-------- SUPPLIED ENTRIES --------
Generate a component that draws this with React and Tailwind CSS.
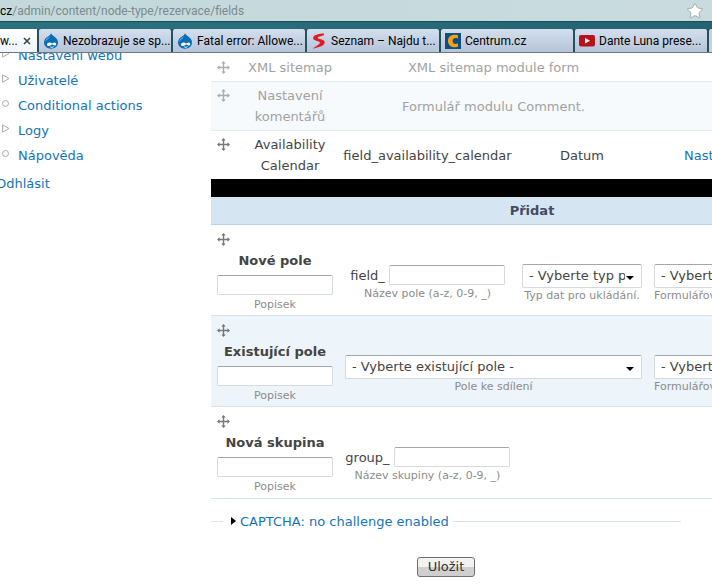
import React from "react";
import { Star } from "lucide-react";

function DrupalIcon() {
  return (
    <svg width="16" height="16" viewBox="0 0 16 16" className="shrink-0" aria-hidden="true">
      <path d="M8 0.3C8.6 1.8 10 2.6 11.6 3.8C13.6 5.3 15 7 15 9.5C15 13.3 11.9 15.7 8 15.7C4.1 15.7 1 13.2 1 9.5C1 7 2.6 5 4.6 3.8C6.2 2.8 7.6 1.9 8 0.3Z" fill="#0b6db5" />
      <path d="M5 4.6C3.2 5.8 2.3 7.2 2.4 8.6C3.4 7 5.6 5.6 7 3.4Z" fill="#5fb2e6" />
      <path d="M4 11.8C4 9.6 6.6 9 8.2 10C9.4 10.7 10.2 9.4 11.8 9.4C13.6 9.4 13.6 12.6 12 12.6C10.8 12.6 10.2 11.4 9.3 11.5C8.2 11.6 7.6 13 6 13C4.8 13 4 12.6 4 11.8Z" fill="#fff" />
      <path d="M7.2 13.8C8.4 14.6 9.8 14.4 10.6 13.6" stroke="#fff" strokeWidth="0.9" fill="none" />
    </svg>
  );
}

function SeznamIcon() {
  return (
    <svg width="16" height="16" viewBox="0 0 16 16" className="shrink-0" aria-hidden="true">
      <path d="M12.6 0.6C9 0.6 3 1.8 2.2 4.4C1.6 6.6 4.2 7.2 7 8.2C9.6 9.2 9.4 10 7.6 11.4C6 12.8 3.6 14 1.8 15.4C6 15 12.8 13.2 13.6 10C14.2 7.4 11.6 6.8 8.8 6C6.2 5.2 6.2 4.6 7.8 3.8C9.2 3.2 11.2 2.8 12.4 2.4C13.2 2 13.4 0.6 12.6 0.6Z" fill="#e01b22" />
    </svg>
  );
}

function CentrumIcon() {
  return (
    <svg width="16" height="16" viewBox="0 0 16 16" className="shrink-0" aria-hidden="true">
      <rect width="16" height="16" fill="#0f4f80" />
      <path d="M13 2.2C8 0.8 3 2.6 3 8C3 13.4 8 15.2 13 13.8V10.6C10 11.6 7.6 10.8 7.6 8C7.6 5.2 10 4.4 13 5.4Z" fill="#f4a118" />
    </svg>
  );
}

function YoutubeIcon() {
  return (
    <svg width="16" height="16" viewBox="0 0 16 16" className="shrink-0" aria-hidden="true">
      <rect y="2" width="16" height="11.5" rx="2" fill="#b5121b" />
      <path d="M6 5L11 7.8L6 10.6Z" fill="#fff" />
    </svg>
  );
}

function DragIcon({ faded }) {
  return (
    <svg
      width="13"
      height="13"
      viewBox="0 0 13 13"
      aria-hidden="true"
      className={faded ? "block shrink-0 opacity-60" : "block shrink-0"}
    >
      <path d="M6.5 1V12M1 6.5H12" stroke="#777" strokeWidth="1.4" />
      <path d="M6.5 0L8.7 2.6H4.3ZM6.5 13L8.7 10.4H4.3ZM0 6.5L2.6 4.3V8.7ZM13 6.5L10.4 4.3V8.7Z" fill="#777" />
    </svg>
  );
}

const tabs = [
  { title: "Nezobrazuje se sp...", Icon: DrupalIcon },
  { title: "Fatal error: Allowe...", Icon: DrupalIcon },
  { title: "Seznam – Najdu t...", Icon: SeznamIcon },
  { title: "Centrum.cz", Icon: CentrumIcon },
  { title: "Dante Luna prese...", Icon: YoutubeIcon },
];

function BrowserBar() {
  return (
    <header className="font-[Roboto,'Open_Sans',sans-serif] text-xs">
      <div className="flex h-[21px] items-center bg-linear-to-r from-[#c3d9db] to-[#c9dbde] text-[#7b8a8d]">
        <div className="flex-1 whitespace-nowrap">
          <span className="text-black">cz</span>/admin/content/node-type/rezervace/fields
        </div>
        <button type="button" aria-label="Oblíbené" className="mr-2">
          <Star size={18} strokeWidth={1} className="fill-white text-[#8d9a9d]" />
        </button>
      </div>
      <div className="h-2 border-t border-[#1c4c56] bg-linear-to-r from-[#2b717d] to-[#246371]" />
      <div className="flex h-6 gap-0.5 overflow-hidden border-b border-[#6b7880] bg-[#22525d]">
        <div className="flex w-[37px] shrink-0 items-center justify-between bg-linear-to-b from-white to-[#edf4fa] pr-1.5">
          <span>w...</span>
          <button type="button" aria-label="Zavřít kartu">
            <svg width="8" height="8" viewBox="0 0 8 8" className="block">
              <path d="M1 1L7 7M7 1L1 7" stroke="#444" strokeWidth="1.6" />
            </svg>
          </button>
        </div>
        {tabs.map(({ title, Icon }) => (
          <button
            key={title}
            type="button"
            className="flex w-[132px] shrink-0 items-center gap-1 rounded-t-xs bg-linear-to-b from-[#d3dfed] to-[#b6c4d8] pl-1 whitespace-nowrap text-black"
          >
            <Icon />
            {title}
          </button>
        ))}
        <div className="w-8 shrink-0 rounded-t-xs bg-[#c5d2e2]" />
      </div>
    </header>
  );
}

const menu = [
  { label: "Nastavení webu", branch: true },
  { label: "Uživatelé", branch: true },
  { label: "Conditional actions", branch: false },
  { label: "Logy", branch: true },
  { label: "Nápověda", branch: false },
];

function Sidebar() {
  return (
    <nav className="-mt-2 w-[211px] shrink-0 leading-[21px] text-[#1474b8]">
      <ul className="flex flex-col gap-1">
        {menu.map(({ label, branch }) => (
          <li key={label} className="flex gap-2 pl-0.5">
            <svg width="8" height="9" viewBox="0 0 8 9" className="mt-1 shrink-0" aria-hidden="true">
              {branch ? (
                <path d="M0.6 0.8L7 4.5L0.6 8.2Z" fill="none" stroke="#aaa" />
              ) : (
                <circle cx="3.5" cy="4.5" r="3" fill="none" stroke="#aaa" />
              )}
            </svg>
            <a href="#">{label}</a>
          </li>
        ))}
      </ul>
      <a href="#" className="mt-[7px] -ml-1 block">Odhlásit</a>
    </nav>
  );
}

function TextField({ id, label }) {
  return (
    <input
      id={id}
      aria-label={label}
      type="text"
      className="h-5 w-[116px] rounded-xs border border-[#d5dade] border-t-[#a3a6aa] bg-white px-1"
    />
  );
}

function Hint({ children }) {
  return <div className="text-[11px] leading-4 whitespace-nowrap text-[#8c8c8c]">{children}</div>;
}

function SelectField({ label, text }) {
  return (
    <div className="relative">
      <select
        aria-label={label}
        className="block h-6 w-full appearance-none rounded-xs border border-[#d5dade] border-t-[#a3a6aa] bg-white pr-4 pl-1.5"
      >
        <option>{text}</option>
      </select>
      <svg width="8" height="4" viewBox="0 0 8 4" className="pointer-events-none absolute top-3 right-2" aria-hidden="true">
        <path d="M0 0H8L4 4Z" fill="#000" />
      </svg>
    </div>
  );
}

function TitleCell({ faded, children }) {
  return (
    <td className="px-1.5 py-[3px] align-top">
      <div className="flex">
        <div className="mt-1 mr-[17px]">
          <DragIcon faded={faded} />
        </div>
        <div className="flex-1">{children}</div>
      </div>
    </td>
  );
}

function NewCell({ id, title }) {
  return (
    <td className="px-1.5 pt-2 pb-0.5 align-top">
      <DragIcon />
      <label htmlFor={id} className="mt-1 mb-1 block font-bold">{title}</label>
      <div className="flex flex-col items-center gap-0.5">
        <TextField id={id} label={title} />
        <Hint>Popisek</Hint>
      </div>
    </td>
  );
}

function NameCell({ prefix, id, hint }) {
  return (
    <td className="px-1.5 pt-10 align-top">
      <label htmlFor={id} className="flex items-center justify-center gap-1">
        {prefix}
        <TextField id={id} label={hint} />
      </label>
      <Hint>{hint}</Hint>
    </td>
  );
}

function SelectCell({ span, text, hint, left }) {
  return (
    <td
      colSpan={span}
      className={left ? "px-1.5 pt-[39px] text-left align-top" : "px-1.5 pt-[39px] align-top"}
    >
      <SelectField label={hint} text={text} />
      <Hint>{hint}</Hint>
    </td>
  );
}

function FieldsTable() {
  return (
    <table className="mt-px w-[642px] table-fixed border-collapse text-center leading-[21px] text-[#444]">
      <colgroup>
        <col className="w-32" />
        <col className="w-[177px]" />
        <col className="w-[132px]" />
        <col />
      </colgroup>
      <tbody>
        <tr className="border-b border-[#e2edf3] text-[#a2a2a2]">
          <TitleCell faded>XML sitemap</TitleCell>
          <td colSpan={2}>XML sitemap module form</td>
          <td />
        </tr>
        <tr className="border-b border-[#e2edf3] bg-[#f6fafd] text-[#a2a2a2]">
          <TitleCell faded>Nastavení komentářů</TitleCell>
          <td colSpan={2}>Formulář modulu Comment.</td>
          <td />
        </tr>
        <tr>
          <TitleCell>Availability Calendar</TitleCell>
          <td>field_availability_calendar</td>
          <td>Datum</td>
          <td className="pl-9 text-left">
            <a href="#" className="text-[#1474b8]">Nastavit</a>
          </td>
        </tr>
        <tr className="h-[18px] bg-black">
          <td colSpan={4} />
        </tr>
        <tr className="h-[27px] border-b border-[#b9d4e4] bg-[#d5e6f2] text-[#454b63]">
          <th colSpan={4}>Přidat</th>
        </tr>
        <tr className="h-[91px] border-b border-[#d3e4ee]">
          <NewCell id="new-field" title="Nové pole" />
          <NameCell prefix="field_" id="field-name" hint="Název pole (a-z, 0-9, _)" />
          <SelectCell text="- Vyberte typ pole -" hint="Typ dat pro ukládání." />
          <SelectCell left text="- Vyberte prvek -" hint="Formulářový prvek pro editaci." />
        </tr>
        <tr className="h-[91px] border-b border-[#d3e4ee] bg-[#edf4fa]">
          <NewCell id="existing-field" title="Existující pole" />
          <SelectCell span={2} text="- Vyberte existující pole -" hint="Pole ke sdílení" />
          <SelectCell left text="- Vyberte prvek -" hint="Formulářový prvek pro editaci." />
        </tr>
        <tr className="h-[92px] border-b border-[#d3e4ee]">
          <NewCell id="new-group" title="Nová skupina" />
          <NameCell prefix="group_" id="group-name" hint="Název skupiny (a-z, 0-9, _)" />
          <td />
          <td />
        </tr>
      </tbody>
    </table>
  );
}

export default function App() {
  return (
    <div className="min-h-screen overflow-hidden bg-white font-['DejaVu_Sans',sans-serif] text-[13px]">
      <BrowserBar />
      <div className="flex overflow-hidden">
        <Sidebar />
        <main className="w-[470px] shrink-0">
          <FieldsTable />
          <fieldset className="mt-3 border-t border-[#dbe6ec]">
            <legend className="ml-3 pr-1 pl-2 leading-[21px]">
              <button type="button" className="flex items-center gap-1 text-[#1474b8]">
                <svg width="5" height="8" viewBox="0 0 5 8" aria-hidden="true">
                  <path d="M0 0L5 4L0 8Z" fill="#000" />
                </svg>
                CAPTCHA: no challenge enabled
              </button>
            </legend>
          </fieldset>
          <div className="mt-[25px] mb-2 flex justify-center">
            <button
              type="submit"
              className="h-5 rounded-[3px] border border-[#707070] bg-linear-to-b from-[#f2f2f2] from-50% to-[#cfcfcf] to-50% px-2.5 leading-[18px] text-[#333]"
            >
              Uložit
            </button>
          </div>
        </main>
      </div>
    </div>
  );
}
--------
-------- SUPPLIED ENTRIES --------
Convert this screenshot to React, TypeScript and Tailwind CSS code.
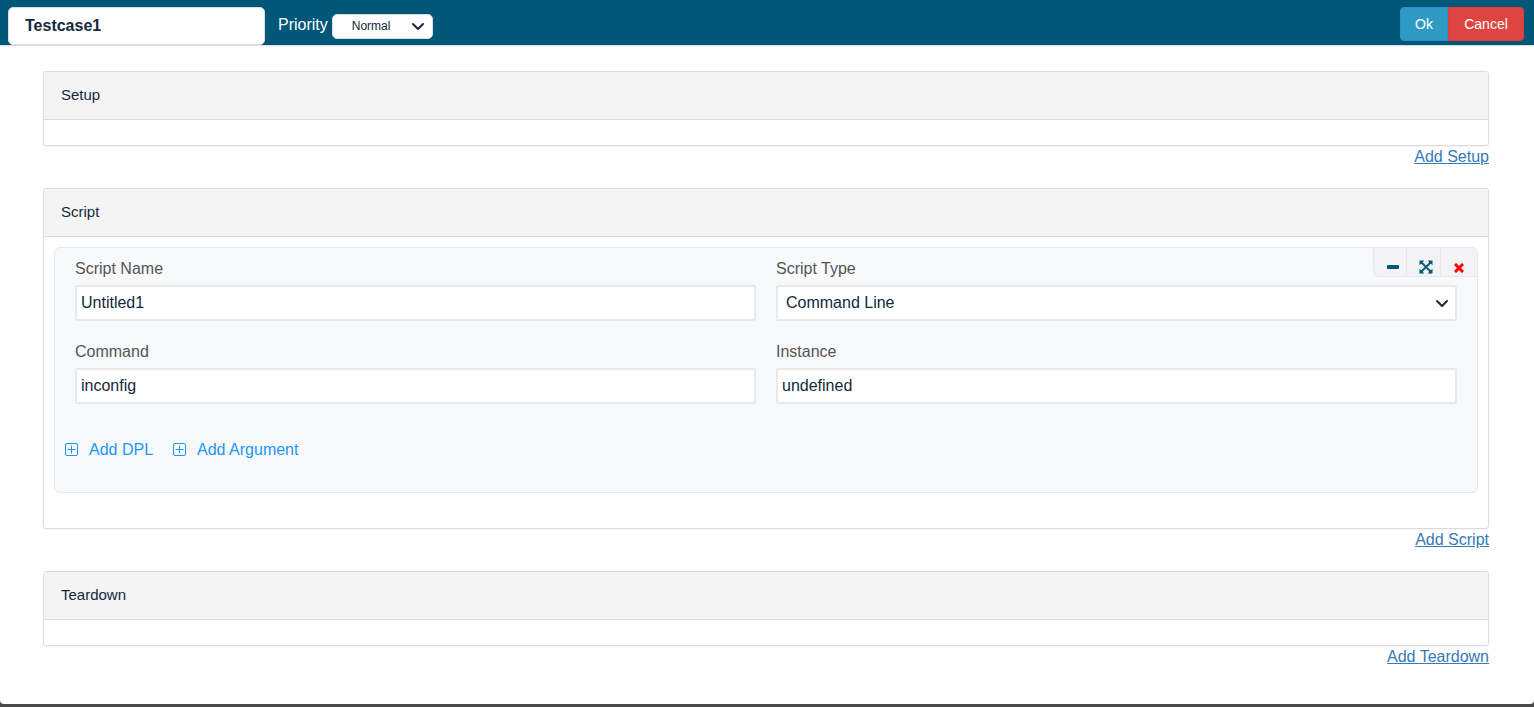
--------
■ GIVEN INSTRUCTION ■
Determine how many lines above contain "Tailwind" as a word or string. Give the number alone.

■ COMPLETED EXERCISE ■
2